Oxford University and Oxfordshire are at the centre of the autonomous vehicle revolution. Professor Paul Newman, co-founder of the University spinout company Oxbotica, talks disruptive software, job creation, and why there’s more to automation than driverless cars.

Stuart Gillespie: Oxbotica is approaching its five-year anniversary: how do you reflect on the journey so far?

Paul Newman: It is extraordinary to reflect on how much has been accomplished since we set out on this journey. Oxbotica was founded on a recognition that software is the main force of disruption across industries. It has been an enormous joy to see that come to life with the application of our technology in a wide range of environments worldwide, from city centres, ports and airports to mines and forests.

Everything has moved at a tremendous pace. In the last six months alone, we secured an investment round, formed a partnership with Addison Lee, and have had autonomous trials running on public roads in London and Oxford. In the coming months, we’ll also be going public with a number of other strategic partnerships.

From its inception, Oxbotica has worked closely with both local and central government, as well as transport authorities in Oxford and London. We are creating amazing jobs here in Oxfordshire and, via that, exporting software to some pretty extraordinary places. By the end of 2018, our software was running in four continents. 

All of this comes down to the sheer talent and determination of the world-class team we have built across every area of the business, and it’s a team that is always growing because we are scaling up so rapidly on a global level. 

SG: How do your software systems work? What applications do they enable?

PN: Selenium is our autonomous control system, effectively functioning as the brain of an autonomous vehicle. It is a suite of software that combines data from vehicle sensors to drive autonomous vehicles. It answers the questions ‘where am I, what’s around me, what do I do?’ Selenium identifies obstacles – such as people and other vehicles – before calculating a safe and efficient route.

Caesium is our cloud-based fleet management system that schedules and co-ordinates autonomous vehicles without human intervention. Enabling the exchange of data between vehicles, it optimises routes and ensures that fleet managers know exactly where all vehicles are and when they will arrive. It’s also the mouth of the machine learning data acquisition system, and we have some interesting plays there which cunningly leverage Selenium’s unique capabilities.

What I enjoy most technically is dealing with the diversity and complexity of the technical approaches needed to address the autonomous vehicle problem. The term AI doesn’t really do it justice. Someone put it to me that we have an embarrassment of technical riches, and that’s true because we have such a richness in underlying techniques from every corner of the AI spectrum. 

SG: Driverless cars: where are we with this technology, and what does the future look like?
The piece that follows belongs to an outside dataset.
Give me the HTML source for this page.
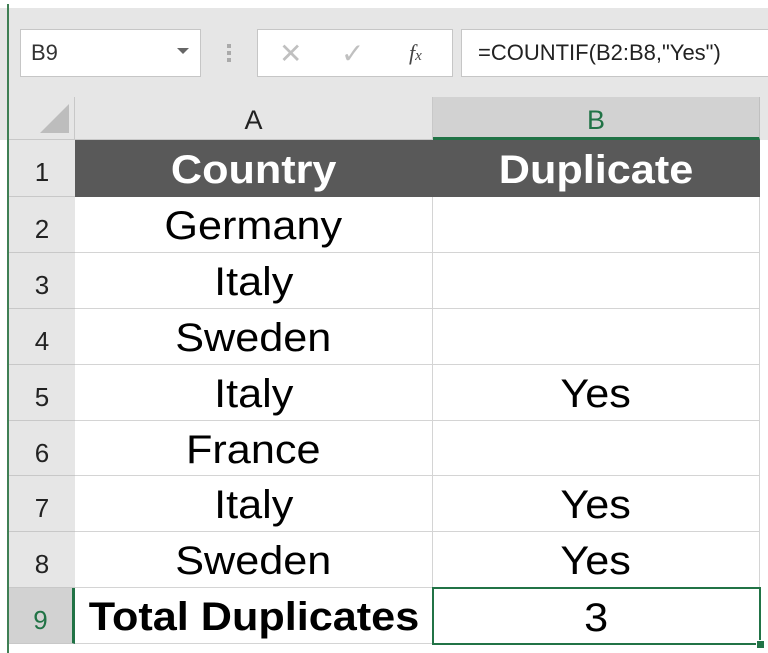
<!DOCTYPE html>
<html><head><style>
body{margin:0;width:768px;height:653px;background:#fff;position:relative;overflow:hidden;font-family:"Liberation Sans",Arial,sans-serif}
.a{position:absolute}
.rh{position:absolute;left:9px;width:66px;background:#e6e6e6;border-bottom:1px solid #c8c8c8;color:#222;font-size:26px;text-align:center;box-sizing:border-box}
.c{position:absolute;box-sizing:border-box;border-bottom:1px solid #d4d4d4;border-right:1px solid #d4d4d4;text-align:center;font-size:40px;color:#000;background:#fff}
.c span{display:inline-block;transform:scaleX(1.08)}
</style></head><body>
<div class="a" style="left:0;top:8px;width:768px;height:89px;background:#e6e6e6"></div>
<div class="a" style="left:0;top:97px;width:768px;height:43px;background:#e6e6e6"></div>
<div class="a" style="left:7px;top:4px;width:2px;height:649px;background:#3f7f54"></div>
<div class="a" style="left:20px;top:29px;width:181px;height:48px;background:#fff;border:1px solid #c6c6c6;box-sizing:border-box"></div>
<div class="a" style="left:31px;top:40px;font-size:22px;color:#333">B9</div>
<div class="a" style="left:177px;top:48px;width:0;height:0;border-left:6px solid transparent;border-right:6px solid transparent;border-top:6px solid #666"></div>
<div class="a" style="left:227px;top:44px;width:4px;height:4px;background:#aaa;box-shadow:0 7px 0 #aaa,0 14px 0 #aaa"></div>
<div class="a" style="left:257px;top:29px;width:196px;height:48px;background:#fff;border:1px solid #c6c6c6;box-sizing:border-box"></div>
<div class="a" style="left:279px;top:37px;font-size:28px;color:#c0c0c0">✕</div>
<div class="a" style="left:341px;top:37px;font-size:28px;color:#c0c0c0">✓</div>
<div class="a" style="left:409px;top:40px;font-size:22px;color:#444;font-family:'Liberation Serif',serif;font-style:italic">f<span style="font-size:15px">x</span></div>
<div class="a" style="left:461px;top:29px;width:320px;height:48px;background:#fff;border:1px solid #c6c6c6;box-sizing:border-box"></div>
<div class="a" style="left:478px;top:40px;font-size:22px;color:#222">=COUNTIF(B2:B8,"Yes")</div>
<div class="a" style="left:9px;top:97px;width:66px;height:43px;background:#e6e6e6;border-right:1px solid #c8c8c8;border-bottom:1px solid #c8c8c8;box-sizing:border-box"></div>
<div class="a" style="left:40px;top:104px;width:0;height:0;border-left:29px solid transparent;border-bottom:29px solid #bdbdbd"></div>
<div class="a" style="left:75px;top:97px;width:358px;height:43px;background:#e6e6e6;border-right:1px solid #c8c8c8;border-bottom:1px solid #c8c8c8;box-sizing:border-box;text-align:center;font-size:27px;line-height:46px;color:#222">A</div>
<div class="a" style="left:433px;top:97px;width:327px;height:43px;background:#d2d2d2;border-right:1px solid #c0c0c0;border-bottom:3px solid #217346;box-sizing:border-box;text-align:center;font-size:27px;line-height:46px;color:#217346">B</div>
<div class="a" style="left:760px;top:140px;width:8px;height:513px;background:#fff"></div>
<div class="rh" style="top:140px;height:57px;line-height:64px">1</div>
<div class="c" style="left:75px;top:140px;width:358px;height:57px;background:#595959;color:#fff;font-weight:bold;line-height:60px;border-color:#595959"><span>Country</span></div>
<div class="c" style="left:433px;top:140px;width:327px;height:57px;background:#595959;color:#fff;font-weight:bold;line-height:60px;border-color:#595959"><span>Duplicate</span></div>
<div class="rh" style="top:197px;height:56px;line-height:64px">2</div>
<div class="c" style="left:75px;top:197px;width:358px;height:56px;line-height:58px"><span>Germany</span></div>
<div class="c" style="left:433px;top:197px;width:327px;height:56px"></div>
<div class="rh" style="top:253px;height:56px;line-height:64px">3</div>
<div class="c" style="left:75px;top:253px;width:358px;height:56px;line-height:58px"><span>Italy</span></div>
<div class="c" style="left:433px;top:253px;width:327px;height:56px"></div>
<div class="rh" style="top:309px;height:56px;line-height:64px">4</div>
<div class="c" style="left:75px;top:309px;width:358px;height:56px;line-height:58px"><span>Sweden</span></div>
<div class="c" style="left:433px;top:309px;width:327px;height:56px"></div>
<div class="rh" style="top:365px;height:56px;line-height:64px">5</div>
<div class="c" style="left:75px;top:365px;width:358px;height:56px;line-height:58px"><span>Italy</span></div>
<div class="c" style="left:433px;top:365px;width:327px;height:56px;line-height:58px"><span>Yes</span></div>
<div class="rh" style="top:421px;height:55px;line-height:64px">6</div>
<div class="c" style="left:75px;top:421px;width:358px;height:55px;line-height:58px"><span>France</span></div>
<div class="c" style="left:433px;top:421px;width:327px;height:55px"></div>
<div class="rh" style="top:476px;height:56px;line-height:64px">7</div>
<div class="c" style="left:75px;top:476px;width:358px;height:56px;line-height:58px"><span>Italy</span></div>
<div class="c" style="left:433px;top:476px;width:327px;height:56px;line-height:58px"><span>Yes</span></div>
<div class="rh" style="top:532px;height:56px;line-height:64px">8</div>
<div class="c" style="left:75px;top:532px;width:358px;height:56px;line-height:58px"><span>Sweden</span></div>
<div class="c" style="left:433px;top:532px;width:327px;height:56px;line-height:58px"><span>Yes</span></div>
<div class="rh" style="top:588px;height:56px;line-height:64px;background:#d2d2d2;color:#217346;border-right:3px solid #217346">9</div>
<div class="c" style="left:75px;top:588px;width:358px;height:56px;line-height:58px;font-weight:bold"><span>Total Duplicates</span></div>
<div class="c" style="left:432px;top:587px;width:329px;height:58px;line-height:58px;border:2px solid #217346"><span>3</span></div>
<div class="a" style="left:756px;top:640px;width:7px;height:7px;background:#217346;border:1px solid #fff"></div>
</body></html>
PN: The rate of progress has been so high in the last year alone that it’s left some people confused about what the near-term future holds. It won’t be an overnight transformation of our cities in which driverless cars will pick people up and take them to any location at any time.

Within the next two years, we’ll begin to see the deployment of autonomous cars in geofenced areas – predefined areas in which they will operate as a service. This can serve a wide variety of purposes, such as transporting people in a taxi service, acting as a courier for legal documents, or a delivery service for groceries in areas around our cities. 

In the longer term, of course, autonomous cars will become ubiquitous and form a core part of transport infrastructures all around the world. It is hugely encouraging to see the UK government develop plans to enable advanced trials of autonomous vehicles, because we always want to see policy keep pace with the amazing innovation taking place.

SG: Contrary to the image often presented, there are plenty of other uses of autonomous technology beyond driverless cars…

PN: There is huge appetite across a range of industries, from mining and agriculture to retail and ports, for autonomous vehicle software to radically enhance safety and efficiency levels. But those purpose-built vehicles require heavy investment and are not easily replaceable, which is why it is only a software solution that can deliver the promise of autonomy to them.

Software scales in a way that physical objects don’t. When it comes to autonomous vehicles, effort and bottom-line cost are essentially independent of the number of vehicles in which the software is deployed. The returns are also proportional to the fleet size, so you’re buying one piece of software to be used on 10,000 vehicles rather than 10,000 self-driving vehicles.

We built Oxbotica’s autonomous software to enable any vehicle to operate in any environment, without relying on external systems such as GPS or third-party maps. The stack was built from the ground up, component by component, and targeted at any vehicle. We didn’t choose a particular sensor modality – vision, lidar and radar all have their roles and can be used solely or jointly depending on application type. It’s a complicated business technically, but we are nailing it. 

All of this has made software-led autonomy the most credible and realistic path forward for all industries. 

SG: What’s next for Oxbotica?

PN: Oxbotica is in a period of rapid growth – we’re growing the team, and we’re growing our presence in a fascinating set of industries in global markets. We are intent on building an extraordinary AI company in the UK – one that changes the way vehicles operate. As part of that we will continue to grow, form deep partnerships, and write some pretty amazing code.

It’s incredible that something with zero mass can change so much. Bits to move atoms – that’s us.